Text editing differencing algorithm

Hi, I have met an algorithm issue about how to calculate the difference between two text content, I am trying to implement a text editor.

Please let me explain it in detail.

I am using the ropey crate as the data structure to store the text content of a text file in my project. In short, ropey provide a set of APIs let you directly updates the text content by lines and every chars on a line, with a great performance. The line index and char index on each line start from 0. Here we have:

struct Rope { ... }

And then I am trying to implement the undo, redo features. I want to create a structure Edit, it saves each editing operation from the user: inserting, deleting, changing.

struct Insert {
 line: usize, // Insert at this line
 char: usize, // Insert at this char of the line
 payload: String, // Inserted payload
}
struct Delete {
 line: usize, // Delete at this line
 char: usize, // Delete at this char of the line
 count: usize, // Deleted chars from the position
}
struct Change {
 line: usize, // Change at this line. Note: A change only changes 1 line at a time.
 start_char: usize, // Change start from this char of the line.
 end_char: usize, // Change end at this char of the line.
 payload: String // New payload
}
struct MultiLineChange {
 lines: BTreeMap<usize, Change>, // Multiple line change, maps from line to the change.
}
enum Edit {
 Insert(Insert),
 Delete(Delete),
 Change(Change),
 MultiLineChange(MultiLineChange),
}
struct EditHistory {
 edits: Vec<Edit>
}

So in my thinking, the EditHistory is a list of Edit (i.e. Vec<Edit>), the Rope is always the latest text content. So we can recover the text content before last N edits by applying the last N Edit operation reversely. This operation is a O(N) time complexity operation, we need to do N reverse editing on the current Rope.

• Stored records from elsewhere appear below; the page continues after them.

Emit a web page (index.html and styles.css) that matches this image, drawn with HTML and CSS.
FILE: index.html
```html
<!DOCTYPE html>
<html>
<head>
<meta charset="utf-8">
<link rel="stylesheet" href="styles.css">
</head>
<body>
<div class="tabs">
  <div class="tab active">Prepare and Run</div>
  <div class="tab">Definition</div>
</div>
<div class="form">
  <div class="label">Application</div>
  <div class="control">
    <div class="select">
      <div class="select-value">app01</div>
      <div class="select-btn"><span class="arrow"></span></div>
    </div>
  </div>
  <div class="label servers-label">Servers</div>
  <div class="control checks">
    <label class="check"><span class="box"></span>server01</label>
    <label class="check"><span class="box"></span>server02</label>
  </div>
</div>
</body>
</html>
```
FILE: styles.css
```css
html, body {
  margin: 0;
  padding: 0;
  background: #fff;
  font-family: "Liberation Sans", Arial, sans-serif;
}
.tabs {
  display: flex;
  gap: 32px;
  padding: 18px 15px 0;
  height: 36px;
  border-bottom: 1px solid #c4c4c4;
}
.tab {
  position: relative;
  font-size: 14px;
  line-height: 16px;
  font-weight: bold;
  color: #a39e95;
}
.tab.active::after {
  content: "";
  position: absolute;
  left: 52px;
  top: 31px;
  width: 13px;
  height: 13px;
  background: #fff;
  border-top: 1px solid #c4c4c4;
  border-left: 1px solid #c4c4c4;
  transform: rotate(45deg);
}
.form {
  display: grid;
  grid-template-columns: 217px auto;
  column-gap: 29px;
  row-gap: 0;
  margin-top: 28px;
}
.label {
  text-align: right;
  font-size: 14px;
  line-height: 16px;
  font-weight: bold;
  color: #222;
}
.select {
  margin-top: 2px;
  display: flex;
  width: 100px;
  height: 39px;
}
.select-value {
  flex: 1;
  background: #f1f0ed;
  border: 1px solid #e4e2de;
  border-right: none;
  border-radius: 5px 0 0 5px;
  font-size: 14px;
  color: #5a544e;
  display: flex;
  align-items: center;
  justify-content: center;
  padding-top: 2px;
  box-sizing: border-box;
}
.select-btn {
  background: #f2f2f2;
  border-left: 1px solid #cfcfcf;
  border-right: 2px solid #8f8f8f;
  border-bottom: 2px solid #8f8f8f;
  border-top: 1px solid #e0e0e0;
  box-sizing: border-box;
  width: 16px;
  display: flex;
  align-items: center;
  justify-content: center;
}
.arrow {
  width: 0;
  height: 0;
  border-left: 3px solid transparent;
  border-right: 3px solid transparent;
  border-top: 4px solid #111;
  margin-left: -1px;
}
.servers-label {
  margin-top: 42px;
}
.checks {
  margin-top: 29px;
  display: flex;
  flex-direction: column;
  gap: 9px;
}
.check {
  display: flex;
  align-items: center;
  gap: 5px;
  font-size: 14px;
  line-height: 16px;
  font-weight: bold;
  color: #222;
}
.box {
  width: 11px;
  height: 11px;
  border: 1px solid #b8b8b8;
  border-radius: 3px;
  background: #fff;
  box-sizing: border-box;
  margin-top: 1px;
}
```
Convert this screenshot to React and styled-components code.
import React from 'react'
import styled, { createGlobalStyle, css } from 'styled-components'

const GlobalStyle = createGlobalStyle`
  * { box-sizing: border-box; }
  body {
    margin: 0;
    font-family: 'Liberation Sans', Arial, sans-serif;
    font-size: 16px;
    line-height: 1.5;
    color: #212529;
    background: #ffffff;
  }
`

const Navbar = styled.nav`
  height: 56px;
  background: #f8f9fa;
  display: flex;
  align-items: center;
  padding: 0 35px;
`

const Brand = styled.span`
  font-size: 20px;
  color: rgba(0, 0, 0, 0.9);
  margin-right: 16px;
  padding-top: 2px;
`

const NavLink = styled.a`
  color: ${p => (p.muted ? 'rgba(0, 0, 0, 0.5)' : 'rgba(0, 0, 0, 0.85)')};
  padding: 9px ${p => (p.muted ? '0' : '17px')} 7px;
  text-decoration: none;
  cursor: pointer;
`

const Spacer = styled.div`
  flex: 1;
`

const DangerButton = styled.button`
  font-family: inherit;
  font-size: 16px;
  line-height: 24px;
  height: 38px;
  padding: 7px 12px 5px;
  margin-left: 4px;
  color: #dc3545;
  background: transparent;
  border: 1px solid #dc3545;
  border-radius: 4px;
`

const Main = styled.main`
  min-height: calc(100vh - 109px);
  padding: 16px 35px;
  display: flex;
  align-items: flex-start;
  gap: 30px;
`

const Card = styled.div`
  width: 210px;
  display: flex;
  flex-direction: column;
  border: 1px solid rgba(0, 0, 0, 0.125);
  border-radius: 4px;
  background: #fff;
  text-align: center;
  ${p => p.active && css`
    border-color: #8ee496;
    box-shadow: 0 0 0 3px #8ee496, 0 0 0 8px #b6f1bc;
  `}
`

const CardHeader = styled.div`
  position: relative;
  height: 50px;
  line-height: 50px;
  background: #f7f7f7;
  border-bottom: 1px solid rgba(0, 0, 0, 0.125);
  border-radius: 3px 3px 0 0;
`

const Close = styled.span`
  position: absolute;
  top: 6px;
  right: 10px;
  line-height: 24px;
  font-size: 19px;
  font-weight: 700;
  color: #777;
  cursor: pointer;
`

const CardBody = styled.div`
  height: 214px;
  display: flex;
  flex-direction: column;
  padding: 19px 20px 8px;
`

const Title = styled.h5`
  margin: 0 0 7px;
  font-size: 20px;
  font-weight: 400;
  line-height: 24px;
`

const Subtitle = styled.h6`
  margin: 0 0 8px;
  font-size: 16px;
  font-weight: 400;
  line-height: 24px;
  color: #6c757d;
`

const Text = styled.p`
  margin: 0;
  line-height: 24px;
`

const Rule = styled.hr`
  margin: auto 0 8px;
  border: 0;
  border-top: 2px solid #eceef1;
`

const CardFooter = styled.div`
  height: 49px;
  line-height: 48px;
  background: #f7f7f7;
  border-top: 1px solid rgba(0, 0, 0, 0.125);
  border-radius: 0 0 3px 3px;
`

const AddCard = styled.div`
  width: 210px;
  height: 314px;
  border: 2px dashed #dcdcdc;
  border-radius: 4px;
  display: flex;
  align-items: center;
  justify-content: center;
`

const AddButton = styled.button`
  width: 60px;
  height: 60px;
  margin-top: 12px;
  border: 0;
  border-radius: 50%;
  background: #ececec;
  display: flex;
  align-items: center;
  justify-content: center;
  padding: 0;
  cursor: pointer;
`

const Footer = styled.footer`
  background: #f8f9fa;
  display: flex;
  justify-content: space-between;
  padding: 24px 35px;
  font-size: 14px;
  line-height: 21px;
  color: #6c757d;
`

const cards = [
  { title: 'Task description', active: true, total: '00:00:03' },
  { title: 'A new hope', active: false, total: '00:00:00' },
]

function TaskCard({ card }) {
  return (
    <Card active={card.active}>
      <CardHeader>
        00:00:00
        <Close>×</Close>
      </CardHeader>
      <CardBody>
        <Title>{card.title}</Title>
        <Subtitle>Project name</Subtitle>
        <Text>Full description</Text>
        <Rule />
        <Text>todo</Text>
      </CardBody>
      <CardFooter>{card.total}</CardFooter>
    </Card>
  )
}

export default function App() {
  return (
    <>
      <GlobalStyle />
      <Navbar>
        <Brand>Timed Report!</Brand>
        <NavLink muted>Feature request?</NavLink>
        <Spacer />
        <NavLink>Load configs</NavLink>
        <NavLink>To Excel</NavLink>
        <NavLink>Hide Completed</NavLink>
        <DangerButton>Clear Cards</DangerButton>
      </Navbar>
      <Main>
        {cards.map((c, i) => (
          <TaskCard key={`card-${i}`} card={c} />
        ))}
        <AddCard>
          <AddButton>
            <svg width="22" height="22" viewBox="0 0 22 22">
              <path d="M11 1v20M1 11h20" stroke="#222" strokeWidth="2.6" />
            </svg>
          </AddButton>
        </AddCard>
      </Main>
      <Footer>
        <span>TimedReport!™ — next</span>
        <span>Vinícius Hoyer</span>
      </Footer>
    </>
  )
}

Finally, here are my questions:

  1. Is there any algorithm, that can merge 2 or more continuously edit operations (&[Edit]) into 1 edit operation (Edit)? This can help me reduce some duplicated/repeated operations such as first add a char, then delete it.
  2. With 1 or more edit operations, we actually have two ropes Rope-latest (latest Rope after some edit operations) and Rope-snapshot (snapshotted/origin Rope before these edit operations). How can I map every line and every char per line from Rope-latest to Rope-snapshot, i.e. I want to query the char (line,char) of Rope-snapshot by Rope-latest and these edit operations, and also query in the reverse direction.
  3. Now we have two rope snapshots Rope-A and Rope-B, the B is updated from A after some editing operations. Is there any algorithm that can calculate the difference between them? The difference result should be represented by a single Edit structure above.

    It seems this question can vary based on different requirements:

    • Line-iteration compare: Go through all the lines on A and B, for the same line, just string-compare the two lines in A and B (I found some algorithms here: wu-diff-rs, lcs-diff-rs, diff.rs).
    • Some more advanced algorithms to minimize the edit payload just like git diff?

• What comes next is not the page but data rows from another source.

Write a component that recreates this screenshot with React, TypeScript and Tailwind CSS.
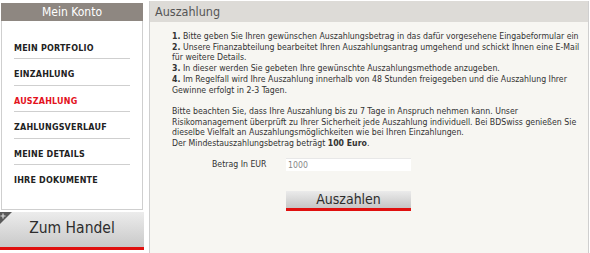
import React from 'react'

const menu = [
  { label: 'MEIN PORTFOLIO' },
  { label: 'EINZAHLUNG' },
  { label: 'AUSZAHLUNG', active: true },
  { label: 'ZAHLUNGSVERLAUF' },
  { label: 'MEINE DETAILS' },
  { label: 'IHRE DOKUMENTE', last: true },
]

const font = { fontFamily: '"DejaVu Sans Condensed", "DejaVu Sans", Verdana, sans-serif' }

export default function App() {
  return (
    <div className="w-[590px] h-[253px] bg-white flex overflow-hidden font-stretch-condensed" style={font}>
      {/* Sidebar */}
      <div className="w-[144px] flex flex-col pt-[3px]">
        <div className="h-[18px] mx-[1px] bg-[#8e8781] text-white text-[12px] leading-[18px] text-center">
          Mein Konto
        </div>
        <div className="h-[189px] mx-[1px] bg-white border-x border-b border-[#cfcfcf] px-[12px] pt-[11.5px]">
          {menu.map((m) => (
            <div
              key={m.label}
              className={`h-[26.5px] pt-[11px] leading-[10px] text-[8px] font-bold tracking-[0.2px] ${
                m.last ? '' : 'border-b border-[#cfcfcf]'
              } ${m.active ? 'text-[#e3121c]' : 'text-[#222]'}`}
              style={{ fontFamily: '"DejaVu Sans", Verdana, sans-serif', fontStretch: 'normal' }}
            >
              {m.label}
            </div>
          ))}
        </div>
        <div className="relative mt-[2px] h-[38px] bg-gradient-to-b from-[#ececec] to-[#c9c9c9] border-b-[3px] border-[#e0100f] flex items-center justify-center">
          <svg className="absolute left-0 top-0" width="12" height="12" viewBox="0 0 12 12">
            <path d="M0 0 H12 L0 12 Z" fill="#5a5a5a" />
            <path d="M3 1.5 V6.5 M0.5 4 H5.5" stroke="#ddd" strokeWidth="1.2" />
          </svg>
          <span className="text-[15.5px] text-[#2d2d2d] pb-[2px]">Zum Handel</span>
        </div>
      </div>

      {/* Content */}
      <div className="ml-[5px] mr-[1px] mt-[1px] flex-1 flex flex-col border-x border-[#cfcfcf] bg-[#f7f6f2]">
        <div className="h-[21px] bg-[#dddbd7] pl-[5px] text-[12.5px] leading-[21px] text-[#555]">Auszahlung</div>
        <div className="pl-[22px] pt-[9px] text-[8.7px] leading-[10.7px] text-[#333] whitespace-nowrap">
          <p>
            <b>1.</b> Bitte geben Sie Ihren gewünschen Auszahlungsbetrag in das dafür vorgesehene Eingabeformular ein
            <br />
            <b>2.</b> Unsere Finanzabteilung bearbeitet Ihren Auszahlungsantrag umgehend und schickt Ihnen eine E-Mail
            <br />
            für weitere Details.
            <br />
            <b>3.</b> In dieser werden Sie gebeten Ihre gewünschte Auszahlungsmethode anzugeben.
            <br />
            <b>4.</b> Im Regelfall wird Ihre Auszahlung innerhalb von 48 Stunden freigegeben und die Auszahlung Ihrer
            <br />
            Gewinne erfolgt in 2-3 Tagen.
          </p>
          <p className="mt-[10.7px]">
            Bitte beachten Sie, dass Ihre Auszahlung bis zu 7 Tage in Anspruch nehmen kann. Unser
            <br />
            Risikomanagement überprüft zu Ihrer Sicherheit jede Auszahlung individuell. Bei BDSwiss genießen Sie
            <br />
            dieselbe Vielfalt an Auszahlungsmöglichkeiten wie bei Ihren Einzahlungen.
            <br />
            Der Mindestauszahlungsbetrag beträgt <b>100 Euro</b>.
          </p>
        </div>
        <div className="mt-[9px] flex items-center">
          <label className="w-[136px] pl-[62px] text-[8.7px] text-[#333]">Betrag In EUR</label>
          <div className="w-[125px] h-[13px] bg-white border-t border-[#e8e8e8] pl-[2px] text-[8.7px] leading-[12px] text-[#888]">
            1000
          </div>
        </div>
        <div className="mt-[20px] ml-[136px] w-[125px] h-[20px] bg-gradient-to-b from-[#ebebeb] to-[#c6c6c6] border-b-[3px] border-[#e0100f] flex items-center justify-center">
          <span className="text-[14px] leading-[16px] text-[#2d2d2d]">Auszahlen</span>
        </div>
      </div>
    </div>
  )
}
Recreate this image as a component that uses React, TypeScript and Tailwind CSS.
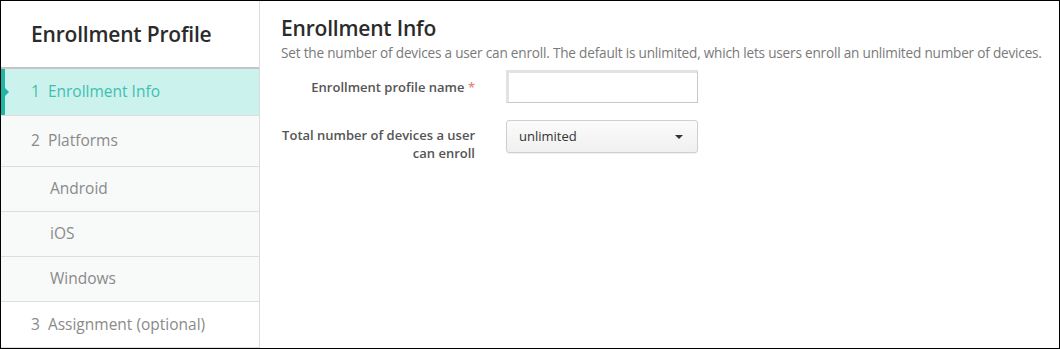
import React from "react";

const font = { fontFamily: '"Open Sans", "Noto Sans", sans-serif' };

function NavItem({ children, sub = false, bg = "bg-[#f8f9f9]", h = "h-[45px]" }: { children: React.ReactNode; sub?: boolean; bg?: string; h?: string }) {
  return (
    <div className={`flex items-center ${h} ${bg} border-b border-[#dddddd] ${sub ? "pl-[49px]" : "pl-[30px]"} text-[15.5px] text-[#8a8a8a]`}>
      {children}
    </div>
  );
}

export default function App() {
  return (
    <div style={font} className="w-[1060px] h-[349px] bg-white border border-black flex overflow-hidden">
      <aside className="w-[259px] shrink-0 border-r border-[#dcdcdc] flex flex-col">
        <div className="h-[68px] border-b-2 border-[#c4c4c4] flex items-center pl-[30px] pt-[1px]">
          <h1 className="text-[21px] font-semibold text-[#2b2b2b] tracking-[-0.2px]">Enrollment Profile</h1>
        </div>
        <div className="relative h-[47px] bg-[#ccf2ee] border-b border-[#dddddd] flex items-center pl-[30px] text-[15.5px] text-[#3fbfb0]">
          <span className="absolute left-0 top-0 bottom-0 w-[4px] bg-[#22b5a3]" />
          <span className="absolute left-[4px] top-[19px] w-0 h-0 border-y-[4px] border-y-transparent border-l-[4px] border-l-[#22b5a3]" />
          <span className="mr-[8px]">1</span>Enrollment Info
        </div>
        <NavItem h="h-[51px]"><span className="mr-[8px]">2</span>Platforms</NavItem>
        <NavItem sub>Android</NavItem>
        <NavItem sub>iOS</NavItem>
        <NavItem sub>Windows</NavItem>
        <NavItem bg="bg-white" h="h-[46px]"><span className="mr-[8px]">3</span>Assignment (optional)</NavItem>
      </aside>
      <main className="flex-1 pl-[21px] pt-[13px]">
        <h2 className="text-[21px] font-semibold text-[#2b2b2b] leading-[28px] tracking-[-0.2px]">Enrollment Info</h2>
        <p className="text-[13.6px] text-[#7a7a7a] leading-[20px] mt-[1px] tracking-[-0.2px]">
          Set the number of devices a user can enroll. The default is unlimited, which lets users enroll an unlimited number of devices.
        </p>
        <div className="mt-[7px] flex items-start">
          <div className="w-[194px] text-right text-[13px] font-semibold text-[#555555] leading-[18px] pt-[8px]">
            Enrollment profile name <span className="text-[#e8827a]">*</span>
          </div>
          <input className="ml-[31px] w-[192px] h-[33px] border border-[#c8c8c8] border-t-[3px] border-l-[3px] border-t-[#e2e2e2] border-l-[#e2e2e2] bg-white outline-none" />
        </div>
        <div className="mt-[17px] flex items-start">
          <div className="w-[194px] text-right text-[13px] font-semibold text-[#555555] leading-[18px] pt-[6px]">
            Total number of devices a user can enroll
          </div>
          <div className="ml-[31px] w-[192px] h-[33px] rounded-[3px] border border-[#cfcfcf] bg-gradient-to-b from-[#fbfbfb] to-[#f0f0f0] shadow-[0_1px_1px_rgba(0,0,0,0.06)] flex items-center justify-between pl-[12px] pr-[14px] text-[13px] text-[#333333]">
            <span>unlimited</span>
            <span className="w-0 h-0 border-x-[4px] border-x-transparent border-t-[4px] border-t-[#333333]" />
          </div>
        </div>
      </main>
    </div>
  );
}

i don't know of any specific algoritms for that but i think it should be fairòy doable to detect ovrelaps between two close edits.
i would also suggest to take in consideration the possibility of changing what you consider to be an edit, a possible approach could be that once the users starts to edit you wait until they pause for a sec and consider all the changes done in that interval as a single action for your undo/redo logic, or you might find blocks like words and consider and edit complete when the cursor moves to a different word

2 Likes

a possible approach could be that once the users starts to edit you wait until they pause for a sec and consider all the changes done in that interval as a single action for your undo/redo logic, or you might find blocks like words and consider and edit complete when the cursor moves to a different word

Agree, that will be a great improvement and very suitable for this scenario

Another possible solution is to store an undo/redo stack as simple clones of the entire rope. Cloning a rope is extremely cheap and efficient. Whereas crates like imara-diff have already solved the diff generation problem efficiently, you'd need to temporarily flatten out your rope to a String in order to generate them.

1 Like

Thanks for sharing, will take a look!

Persistent collections are a great option for this, yes. Then you don't need to think about diffing live -- you can calculate a diff later if you really want one (maybe to merge local changes with a update that happened on disk) but the vast majority of the time you just change to a different buffer and success.

That also means you can trivially drop an entry in the undo/redo list and it still works, if you want to reduce the memory usage over time while still having long-term undo available. Like maybe you keep everything for really recent changes, but as they changes get older you do more and more debouncing -- for changes a day ago you don't need second-by-second changes in the stack still, but you do have hour-by-hour because there aren't that many of those.

Finger tree - Wikipedia is the one that comes to mind, but I'm sure there are lots of other good ones.

2 Likes